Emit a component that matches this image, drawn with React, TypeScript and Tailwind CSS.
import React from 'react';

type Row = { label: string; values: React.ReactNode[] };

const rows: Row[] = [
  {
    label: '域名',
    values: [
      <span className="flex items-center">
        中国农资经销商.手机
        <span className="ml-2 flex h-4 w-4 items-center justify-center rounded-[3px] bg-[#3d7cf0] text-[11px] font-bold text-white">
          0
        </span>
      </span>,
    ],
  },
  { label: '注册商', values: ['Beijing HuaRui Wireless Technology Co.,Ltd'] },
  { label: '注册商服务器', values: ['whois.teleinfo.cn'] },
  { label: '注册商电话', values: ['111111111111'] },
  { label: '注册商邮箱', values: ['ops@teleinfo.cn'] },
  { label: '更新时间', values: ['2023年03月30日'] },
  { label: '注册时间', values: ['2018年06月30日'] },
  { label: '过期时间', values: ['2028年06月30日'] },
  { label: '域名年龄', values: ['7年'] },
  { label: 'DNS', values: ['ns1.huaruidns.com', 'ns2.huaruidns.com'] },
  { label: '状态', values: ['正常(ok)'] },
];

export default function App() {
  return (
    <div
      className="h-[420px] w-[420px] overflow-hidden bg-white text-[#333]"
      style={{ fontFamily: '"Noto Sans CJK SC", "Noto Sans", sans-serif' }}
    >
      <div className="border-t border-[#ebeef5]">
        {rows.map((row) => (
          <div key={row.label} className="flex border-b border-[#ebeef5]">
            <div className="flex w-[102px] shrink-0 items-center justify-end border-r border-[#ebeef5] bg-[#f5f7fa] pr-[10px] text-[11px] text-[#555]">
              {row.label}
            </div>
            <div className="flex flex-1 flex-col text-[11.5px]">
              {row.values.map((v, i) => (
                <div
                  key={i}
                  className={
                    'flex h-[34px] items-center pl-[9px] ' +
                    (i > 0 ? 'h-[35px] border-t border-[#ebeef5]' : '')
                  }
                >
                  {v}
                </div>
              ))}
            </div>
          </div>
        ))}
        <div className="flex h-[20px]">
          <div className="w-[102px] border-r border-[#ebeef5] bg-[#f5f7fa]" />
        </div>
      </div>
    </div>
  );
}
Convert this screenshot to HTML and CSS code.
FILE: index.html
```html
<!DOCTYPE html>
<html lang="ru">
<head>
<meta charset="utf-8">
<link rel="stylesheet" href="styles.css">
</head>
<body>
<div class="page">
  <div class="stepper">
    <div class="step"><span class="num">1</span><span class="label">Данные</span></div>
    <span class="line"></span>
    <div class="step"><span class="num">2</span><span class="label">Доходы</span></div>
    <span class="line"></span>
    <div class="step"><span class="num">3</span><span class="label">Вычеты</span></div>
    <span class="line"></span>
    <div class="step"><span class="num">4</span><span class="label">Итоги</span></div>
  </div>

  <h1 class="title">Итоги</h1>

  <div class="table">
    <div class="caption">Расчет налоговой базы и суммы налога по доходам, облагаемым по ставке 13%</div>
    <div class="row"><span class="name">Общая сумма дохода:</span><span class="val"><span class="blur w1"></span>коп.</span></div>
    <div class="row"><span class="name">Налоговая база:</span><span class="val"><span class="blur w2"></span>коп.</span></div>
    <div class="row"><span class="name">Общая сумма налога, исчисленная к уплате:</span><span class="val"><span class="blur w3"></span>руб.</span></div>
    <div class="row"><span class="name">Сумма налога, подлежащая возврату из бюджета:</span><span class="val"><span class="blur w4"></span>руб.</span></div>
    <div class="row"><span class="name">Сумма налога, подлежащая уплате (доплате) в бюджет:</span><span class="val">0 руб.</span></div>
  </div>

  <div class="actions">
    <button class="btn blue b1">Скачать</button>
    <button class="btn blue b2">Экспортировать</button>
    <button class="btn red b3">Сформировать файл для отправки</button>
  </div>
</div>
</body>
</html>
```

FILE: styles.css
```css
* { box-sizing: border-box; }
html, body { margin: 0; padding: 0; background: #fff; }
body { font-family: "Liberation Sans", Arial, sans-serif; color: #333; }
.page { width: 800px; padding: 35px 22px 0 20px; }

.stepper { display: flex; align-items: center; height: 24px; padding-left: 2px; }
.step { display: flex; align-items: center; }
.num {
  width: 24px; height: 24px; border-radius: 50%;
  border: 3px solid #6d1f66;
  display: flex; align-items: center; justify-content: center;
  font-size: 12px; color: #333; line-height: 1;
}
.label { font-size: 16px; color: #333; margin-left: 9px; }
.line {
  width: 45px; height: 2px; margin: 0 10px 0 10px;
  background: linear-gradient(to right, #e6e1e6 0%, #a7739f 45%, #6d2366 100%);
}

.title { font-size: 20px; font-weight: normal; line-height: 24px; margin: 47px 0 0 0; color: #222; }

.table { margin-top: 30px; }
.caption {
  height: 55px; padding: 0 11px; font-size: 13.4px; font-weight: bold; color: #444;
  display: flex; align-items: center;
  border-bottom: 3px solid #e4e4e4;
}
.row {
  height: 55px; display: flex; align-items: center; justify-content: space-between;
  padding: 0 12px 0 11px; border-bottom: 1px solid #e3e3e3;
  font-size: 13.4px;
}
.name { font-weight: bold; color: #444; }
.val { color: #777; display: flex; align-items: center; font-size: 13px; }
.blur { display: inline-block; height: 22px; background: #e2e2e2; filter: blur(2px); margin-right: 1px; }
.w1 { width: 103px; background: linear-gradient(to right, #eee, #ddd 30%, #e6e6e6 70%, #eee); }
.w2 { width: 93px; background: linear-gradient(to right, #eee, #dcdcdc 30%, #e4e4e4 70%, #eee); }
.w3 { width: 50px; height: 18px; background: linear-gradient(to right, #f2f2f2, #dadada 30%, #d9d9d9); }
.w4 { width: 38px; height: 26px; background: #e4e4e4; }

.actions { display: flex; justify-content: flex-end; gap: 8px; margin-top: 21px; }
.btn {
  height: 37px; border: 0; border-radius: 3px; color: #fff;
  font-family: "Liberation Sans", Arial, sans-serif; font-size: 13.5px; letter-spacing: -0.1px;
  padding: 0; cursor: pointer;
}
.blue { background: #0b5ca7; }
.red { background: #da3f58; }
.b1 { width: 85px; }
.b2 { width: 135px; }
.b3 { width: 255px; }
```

________________________________________

* Task requirements
In the listing above, reproduce the first line and each one after it through the line that contains "string; values: React.ReactNode[]".

* Complete answer
Emit a component that matches this image, drawn with React, TypeScript and Tailwind CSS.
import React from 'react';

type Row = { label: string; values: React.ReactNode[] };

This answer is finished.